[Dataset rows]
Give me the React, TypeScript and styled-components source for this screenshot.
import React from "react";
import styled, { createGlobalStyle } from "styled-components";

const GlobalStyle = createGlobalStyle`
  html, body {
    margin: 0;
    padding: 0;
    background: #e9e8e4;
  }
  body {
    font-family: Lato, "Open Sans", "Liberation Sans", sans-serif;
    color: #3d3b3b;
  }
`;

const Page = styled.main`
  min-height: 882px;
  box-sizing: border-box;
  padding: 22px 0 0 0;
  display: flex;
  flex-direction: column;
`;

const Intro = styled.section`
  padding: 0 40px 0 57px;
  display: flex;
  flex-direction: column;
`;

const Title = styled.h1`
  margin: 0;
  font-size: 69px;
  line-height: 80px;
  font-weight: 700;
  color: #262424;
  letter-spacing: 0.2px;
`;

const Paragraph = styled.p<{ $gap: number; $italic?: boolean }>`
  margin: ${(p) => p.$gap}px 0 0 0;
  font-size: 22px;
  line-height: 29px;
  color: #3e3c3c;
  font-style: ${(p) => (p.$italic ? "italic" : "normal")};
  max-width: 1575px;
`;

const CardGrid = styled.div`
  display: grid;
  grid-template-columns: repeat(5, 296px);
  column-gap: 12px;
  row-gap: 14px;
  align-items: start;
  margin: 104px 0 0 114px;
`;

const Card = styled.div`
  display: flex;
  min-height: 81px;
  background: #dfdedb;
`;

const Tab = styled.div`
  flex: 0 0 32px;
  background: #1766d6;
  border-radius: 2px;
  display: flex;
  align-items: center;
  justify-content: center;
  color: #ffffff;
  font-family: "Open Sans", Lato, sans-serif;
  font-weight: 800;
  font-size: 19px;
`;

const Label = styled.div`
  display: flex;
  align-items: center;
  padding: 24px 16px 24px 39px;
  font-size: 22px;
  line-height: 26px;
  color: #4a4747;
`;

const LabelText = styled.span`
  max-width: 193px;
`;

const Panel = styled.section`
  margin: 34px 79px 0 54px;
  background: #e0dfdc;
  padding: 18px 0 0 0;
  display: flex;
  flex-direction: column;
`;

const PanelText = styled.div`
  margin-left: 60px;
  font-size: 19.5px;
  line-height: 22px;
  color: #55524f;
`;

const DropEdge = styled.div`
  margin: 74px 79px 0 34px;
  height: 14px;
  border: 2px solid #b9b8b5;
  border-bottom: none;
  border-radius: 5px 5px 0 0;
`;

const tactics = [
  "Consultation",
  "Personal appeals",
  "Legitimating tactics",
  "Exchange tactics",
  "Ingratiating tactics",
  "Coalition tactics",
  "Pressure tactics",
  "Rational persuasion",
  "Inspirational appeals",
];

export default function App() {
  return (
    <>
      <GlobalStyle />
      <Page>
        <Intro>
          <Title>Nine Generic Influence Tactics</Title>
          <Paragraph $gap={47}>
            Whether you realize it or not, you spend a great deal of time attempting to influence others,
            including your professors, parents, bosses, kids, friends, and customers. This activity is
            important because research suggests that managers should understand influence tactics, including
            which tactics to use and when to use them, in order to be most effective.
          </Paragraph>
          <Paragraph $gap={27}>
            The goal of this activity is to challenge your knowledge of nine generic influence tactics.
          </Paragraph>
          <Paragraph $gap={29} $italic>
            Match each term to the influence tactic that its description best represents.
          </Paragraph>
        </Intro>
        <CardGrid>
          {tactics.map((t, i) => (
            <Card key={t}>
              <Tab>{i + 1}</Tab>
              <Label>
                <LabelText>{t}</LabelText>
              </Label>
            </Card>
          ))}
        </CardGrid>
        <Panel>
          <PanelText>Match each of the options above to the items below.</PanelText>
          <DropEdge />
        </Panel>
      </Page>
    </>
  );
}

--

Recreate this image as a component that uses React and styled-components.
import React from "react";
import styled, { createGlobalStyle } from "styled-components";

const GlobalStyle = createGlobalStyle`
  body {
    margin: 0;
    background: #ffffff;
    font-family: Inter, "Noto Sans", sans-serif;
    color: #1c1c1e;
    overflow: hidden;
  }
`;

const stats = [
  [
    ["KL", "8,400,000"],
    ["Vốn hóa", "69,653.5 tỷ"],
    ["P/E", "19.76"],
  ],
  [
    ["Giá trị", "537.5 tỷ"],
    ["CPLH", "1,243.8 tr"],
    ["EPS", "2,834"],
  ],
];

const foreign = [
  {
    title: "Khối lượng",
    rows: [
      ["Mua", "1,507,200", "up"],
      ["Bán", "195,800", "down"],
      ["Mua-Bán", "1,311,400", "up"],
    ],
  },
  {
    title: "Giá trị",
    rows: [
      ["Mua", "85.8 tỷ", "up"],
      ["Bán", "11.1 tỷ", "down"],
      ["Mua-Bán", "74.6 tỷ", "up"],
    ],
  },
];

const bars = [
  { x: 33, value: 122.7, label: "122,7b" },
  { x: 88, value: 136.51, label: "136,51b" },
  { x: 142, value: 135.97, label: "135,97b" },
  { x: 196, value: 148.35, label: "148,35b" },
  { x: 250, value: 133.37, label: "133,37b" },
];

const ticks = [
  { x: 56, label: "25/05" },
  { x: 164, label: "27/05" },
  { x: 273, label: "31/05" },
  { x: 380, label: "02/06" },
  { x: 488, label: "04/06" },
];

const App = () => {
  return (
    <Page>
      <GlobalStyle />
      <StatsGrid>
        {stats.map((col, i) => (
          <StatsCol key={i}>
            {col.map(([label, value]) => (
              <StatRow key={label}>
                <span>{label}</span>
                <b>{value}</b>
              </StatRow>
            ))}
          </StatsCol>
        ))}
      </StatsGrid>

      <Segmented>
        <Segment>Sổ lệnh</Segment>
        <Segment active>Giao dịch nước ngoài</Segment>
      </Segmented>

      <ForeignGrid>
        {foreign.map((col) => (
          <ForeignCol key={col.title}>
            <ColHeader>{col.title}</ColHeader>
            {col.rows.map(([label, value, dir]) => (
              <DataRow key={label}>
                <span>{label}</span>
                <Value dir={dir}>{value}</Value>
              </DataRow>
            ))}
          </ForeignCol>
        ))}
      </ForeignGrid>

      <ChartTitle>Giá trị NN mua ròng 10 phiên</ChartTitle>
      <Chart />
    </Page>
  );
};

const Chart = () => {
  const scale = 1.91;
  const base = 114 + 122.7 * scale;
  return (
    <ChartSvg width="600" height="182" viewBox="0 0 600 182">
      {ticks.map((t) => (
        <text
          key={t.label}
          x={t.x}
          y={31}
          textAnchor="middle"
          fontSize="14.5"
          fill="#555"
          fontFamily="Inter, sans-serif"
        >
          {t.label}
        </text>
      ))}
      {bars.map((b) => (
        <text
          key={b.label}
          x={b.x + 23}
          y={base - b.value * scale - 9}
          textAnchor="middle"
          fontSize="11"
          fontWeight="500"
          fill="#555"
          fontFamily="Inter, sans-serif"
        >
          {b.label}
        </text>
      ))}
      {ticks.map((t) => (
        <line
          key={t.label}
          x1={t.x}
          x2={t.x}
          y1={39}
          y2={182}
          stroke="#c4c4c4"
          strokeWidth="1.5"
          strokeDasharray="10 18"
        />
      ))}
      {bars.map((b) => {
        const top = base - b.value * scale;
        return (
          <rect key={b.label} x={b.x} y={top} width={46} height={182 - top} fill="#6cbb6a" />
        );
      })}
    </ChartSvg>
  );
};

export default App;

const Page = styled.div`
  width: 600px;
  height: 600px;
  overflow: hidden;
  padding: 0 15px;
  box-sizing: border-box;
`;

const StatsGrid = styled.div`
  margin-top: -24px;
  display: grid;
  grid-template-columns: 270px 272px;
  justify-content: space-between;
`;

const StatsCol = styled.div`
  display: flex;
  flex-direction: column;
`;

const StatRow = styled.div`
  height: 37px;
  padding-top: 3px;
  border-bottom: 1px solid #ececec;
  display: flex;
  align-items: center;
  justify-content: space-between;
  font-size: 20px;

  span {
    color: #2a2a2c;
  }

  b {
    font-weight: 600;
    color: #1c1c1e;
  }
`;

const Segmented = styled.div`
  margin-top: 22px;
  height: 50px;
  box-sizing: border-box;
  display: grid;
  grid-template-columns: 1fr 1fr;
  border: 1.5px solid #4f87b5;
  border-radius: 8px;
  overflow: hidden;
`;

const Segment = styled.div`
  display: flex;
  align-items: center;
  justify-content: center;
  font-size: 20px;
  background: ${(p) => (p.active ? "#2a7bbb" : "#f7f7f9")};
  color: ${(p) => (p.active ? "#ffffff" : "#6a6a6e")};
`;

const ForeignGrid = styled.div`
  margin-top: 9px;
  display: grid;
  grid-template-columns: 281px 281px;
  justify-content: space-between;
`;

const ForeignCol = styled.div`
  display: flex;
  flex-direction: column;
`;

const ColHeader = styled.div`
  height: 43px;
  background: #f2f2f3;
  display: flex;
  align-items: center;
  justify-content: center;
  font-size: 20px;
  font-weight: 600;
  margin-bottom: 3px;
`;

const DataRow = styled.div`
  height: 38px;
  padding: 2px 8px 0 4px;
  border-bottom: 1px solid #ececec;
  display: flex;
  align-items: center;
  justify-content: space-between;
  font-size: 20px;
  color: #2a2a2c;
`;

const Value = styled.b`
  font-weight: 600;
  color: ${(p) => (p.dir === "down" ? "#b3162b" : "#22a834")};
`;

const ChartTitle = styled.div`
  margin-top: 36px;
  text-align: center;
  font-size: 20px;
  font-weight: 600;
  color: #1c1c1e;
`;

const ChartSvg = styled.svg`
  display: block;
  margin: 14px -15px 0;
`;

---

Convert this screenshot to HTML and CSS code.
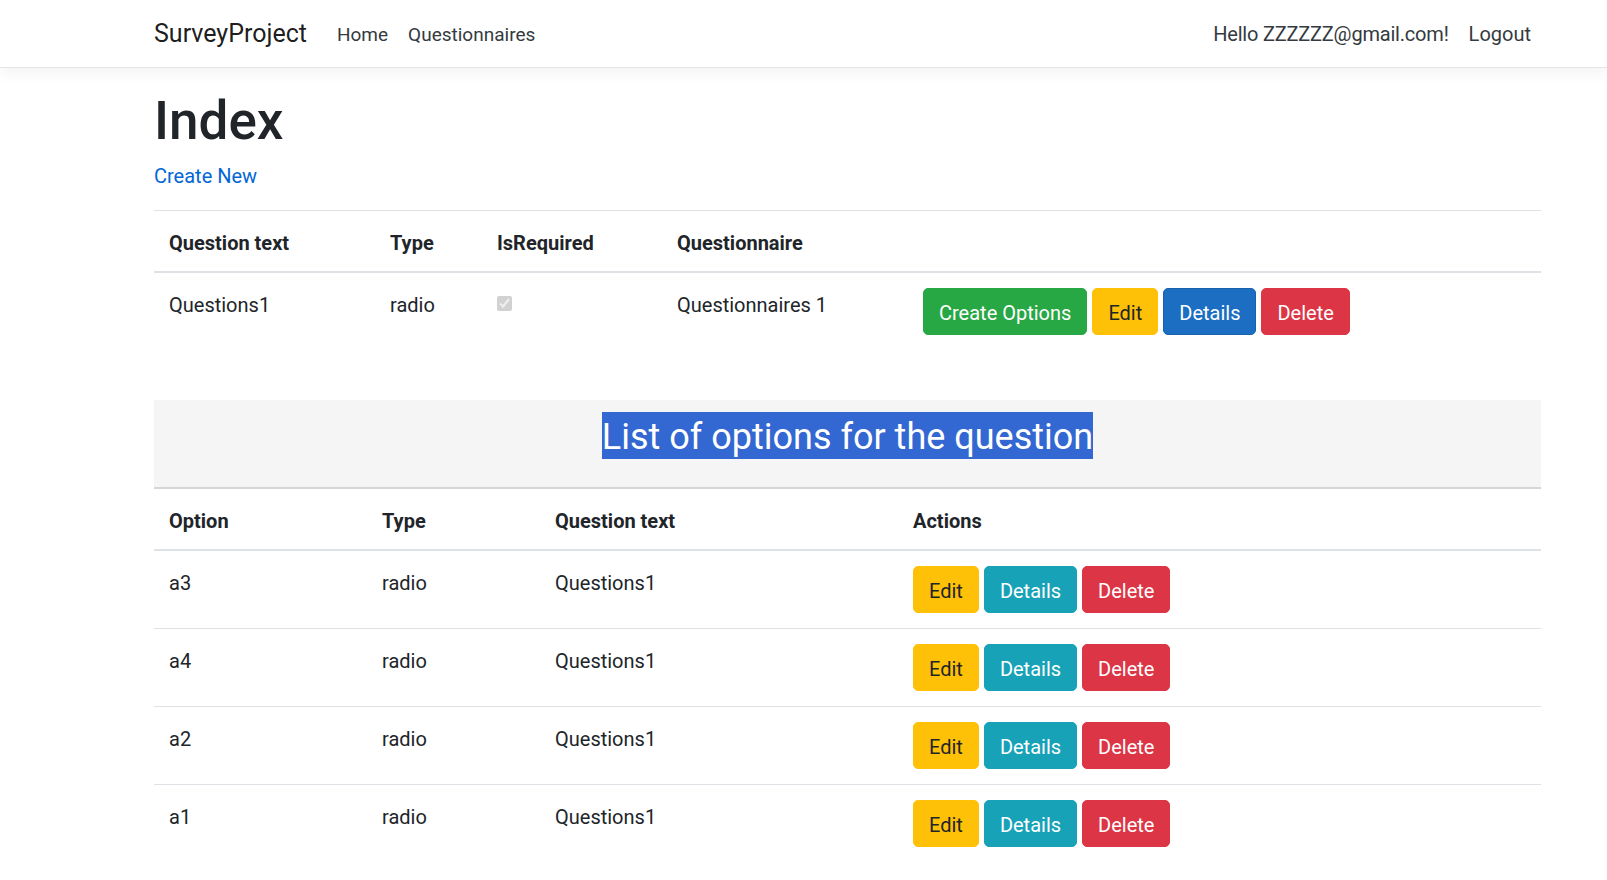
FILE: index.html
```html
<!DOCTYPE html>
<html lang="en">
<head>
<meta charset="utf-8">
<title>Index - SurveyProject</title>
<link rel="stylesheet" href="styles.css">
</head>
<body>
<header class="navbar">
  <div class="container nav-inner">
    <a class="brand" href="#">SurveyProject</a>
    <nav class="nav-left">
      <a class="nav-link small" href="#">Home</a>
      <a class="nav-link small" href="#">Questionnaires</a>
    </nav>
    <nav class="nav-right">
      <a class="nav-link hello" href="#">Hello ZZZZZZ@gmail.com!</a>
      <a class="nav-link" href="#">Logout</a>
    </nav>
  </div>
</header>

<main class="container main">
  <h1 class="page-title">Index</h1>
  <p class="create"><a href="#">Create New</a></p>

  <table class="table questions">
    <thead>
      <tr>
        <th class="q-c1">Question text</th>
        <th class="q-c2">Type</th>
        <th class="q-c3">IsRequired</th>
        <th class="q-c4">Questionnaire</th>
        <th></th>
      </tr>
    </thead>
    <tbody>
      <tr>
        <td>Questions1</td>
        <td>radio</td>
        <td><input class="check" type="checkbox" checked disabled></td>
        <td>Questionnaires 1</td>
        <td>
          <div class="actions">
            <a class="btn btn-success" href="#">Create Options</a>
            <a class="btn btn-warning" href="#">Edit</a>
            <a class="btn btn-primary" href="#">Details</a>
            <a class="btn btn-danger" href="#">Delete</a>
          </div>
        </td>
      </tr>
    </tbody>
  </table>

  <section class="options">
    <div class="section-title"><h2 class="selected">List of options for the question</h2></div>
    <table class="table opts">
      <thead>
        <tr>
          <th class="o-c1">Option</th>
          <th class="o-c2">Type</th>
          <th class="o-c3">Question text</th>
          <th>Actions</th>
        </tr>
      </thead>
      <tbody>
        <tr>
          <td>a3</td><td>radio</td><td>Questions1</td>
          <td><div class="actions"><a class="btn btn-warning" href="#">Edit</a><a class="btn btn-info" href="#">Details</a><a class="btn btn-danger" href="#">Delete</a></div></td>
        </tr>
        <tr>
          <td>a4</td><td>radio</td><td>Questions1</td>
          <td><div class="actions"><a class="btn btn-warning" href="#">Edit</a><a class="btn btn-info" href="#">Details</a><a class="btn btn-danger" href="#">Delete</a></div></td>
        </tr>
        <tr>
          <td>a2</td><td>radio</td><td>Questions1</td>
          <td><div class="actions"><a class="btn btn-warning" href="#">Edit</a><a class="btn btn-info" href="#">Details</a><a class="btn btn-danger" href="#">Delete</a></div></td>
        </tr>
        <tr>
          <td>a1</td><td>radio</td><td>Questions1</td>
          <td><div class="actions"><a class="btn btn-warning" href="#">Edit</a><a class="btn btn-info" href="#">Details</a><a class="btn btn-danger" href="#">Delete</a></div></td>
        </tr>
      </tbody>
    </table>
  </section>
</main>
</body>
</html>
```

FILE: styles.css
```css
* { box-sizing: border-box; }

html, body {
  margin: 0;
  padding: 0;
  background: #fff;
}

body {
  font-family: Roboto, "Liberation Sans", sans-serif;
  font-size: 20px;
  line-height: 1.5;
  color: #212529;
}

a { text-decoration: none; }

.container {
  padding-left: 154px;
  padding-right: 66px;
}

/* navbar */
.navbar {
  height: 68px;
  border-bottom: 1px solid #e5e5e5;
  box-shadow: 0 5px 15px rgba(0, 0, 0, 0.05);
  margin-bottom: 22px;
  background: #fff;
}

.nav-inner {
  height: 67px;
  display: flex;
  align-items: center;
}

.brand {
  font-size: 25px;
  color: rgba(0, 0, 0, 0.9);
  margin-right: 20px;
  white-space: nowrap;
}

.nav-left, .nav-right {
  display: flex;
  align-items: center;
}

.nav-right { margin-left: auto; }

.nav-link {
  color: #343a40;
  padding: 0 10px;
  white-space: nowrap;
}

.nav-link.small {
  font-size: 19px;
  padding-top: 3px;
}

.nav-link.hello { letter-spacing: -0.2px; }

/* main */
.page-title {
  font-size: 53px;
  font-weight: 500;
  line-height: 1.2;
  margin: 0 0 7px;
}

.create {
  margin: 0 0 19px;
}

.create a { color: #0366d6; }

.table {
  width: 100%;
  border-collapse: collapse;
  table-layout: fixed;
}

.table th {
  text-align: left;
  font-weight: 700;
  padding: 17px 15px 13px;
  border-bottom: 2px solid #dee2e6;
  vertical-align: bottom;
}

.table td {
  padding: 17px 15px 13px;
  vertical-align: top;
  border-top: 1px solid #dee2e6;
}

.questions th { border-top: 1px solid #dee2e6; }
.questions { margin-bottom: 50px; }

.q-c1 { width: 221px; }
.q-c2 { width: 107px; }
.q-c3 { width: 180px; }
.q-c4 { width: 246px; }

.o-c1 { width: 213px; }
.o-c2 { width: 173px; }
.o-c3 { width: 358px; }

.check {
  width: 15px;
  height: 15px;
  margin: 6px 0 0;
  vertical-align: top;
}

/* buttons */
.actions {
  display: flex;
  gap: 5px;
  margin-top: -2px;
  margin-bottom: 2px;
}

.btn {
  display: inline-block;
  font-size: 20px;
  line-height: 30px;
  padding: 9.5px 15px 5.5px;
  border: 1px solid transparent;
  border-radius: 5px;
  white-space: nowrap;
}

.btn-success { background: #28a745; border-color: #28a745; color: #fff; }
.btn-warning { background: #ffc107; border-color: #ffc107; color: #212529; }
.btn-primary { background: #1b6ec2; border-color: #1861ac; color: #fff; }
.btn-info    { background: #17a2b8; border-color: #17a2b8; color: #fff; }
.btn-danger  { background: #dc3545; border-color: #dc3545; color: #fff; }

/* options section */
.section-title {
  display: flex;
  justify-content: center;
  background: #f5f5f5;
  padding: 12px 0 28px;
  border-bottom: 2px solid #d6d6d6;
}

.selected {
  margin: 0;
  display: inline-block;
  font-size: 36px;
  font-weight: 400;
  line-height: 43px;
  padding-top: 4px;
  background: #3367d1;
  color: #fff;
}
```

INSTRUCTIONS FOR THE TASK
Each line from the one bearing "Recreate this image" through the one bearing "</Segmented>" is to be duplicated without change; all remaining lines are to be left out.

EXERCISE ANSWER
Recreate this image as a component that uses React and styled-components.
import React from "react";
import styled, { createGlobalStyle } from "styled-components";

const GlobalStyle = createGlobalStyle`
  body {
    margin: 0;
    background: #ffffff;
    font-family: Inter, "Noto Sans", sans-serif;
    color: #1c1c1e;
    overflow: hidden;
  }
`;

const stats = [
  [
    ["KL", "8,400,000"],
    ["Vốn hóa", "69,653.5 tỷ"],
    ["P/E", "19.76"],
  ],
  [
    ["Giá trị", "537.5 tỷ"],
    ["CPLH", "1,243.8 tr"],
    ["EPS", "2,834"],
  ],
];

const foreign = [
  {
    title: "Khối lượng",
    rows: [
      ["Mua", "1,507,200", "up"],
      ["Bán", "195,800", "down"],
      ["Mua-Bán", "1,311,400", "up"],
    ],
  },
  {
    title: "Giá trị",
    rows: [
      ["Mua", "85.8 tỷ", "up"],
      ["Bán", "11.1 tỷ", "down"],
      ["Mua-Bán", "74.6 tỷ", "up"],
    ],
  },
];

const bars = [
  { x: 33, value: 122.7, label: "122,7b" },
  { x: 88, value: 136.51, label: "136,51b" },
  { x: 142, value: 135.97, label: "135,97b" },
  { x: 196, value: 148.35, label: "148,35b" },
  { x: 250, value: 133.37, label: "133,37b" },
];

const ticks = [
  { x: 56, label: "25/05" },
  { x: 164, label: "27/05" },
  { x: 273, label: "31/05" },
  { x: 380, label: "02/06" },
  { x: 488, label: "04/06" },
];

const App = () => {
  return (
    <Page>
      <GlobalStyle />
      <StatsGrid>
        {stats.map((col, i) => (
          <StatsCol key={i}>
            {col.map(([label, value]) => (
              <StatRow key={label}>
                <span>{label}</span>
                <b>{value}</b>
              </StatRow>
            ))}
          </StatsCol>
        ))}
      </StatsGrid>

      <Segmented>
        <Segment>Sổ lệnh</Segment>
        <Segment active>Giao dịch nước ngoài</Segment>
      </Segmented>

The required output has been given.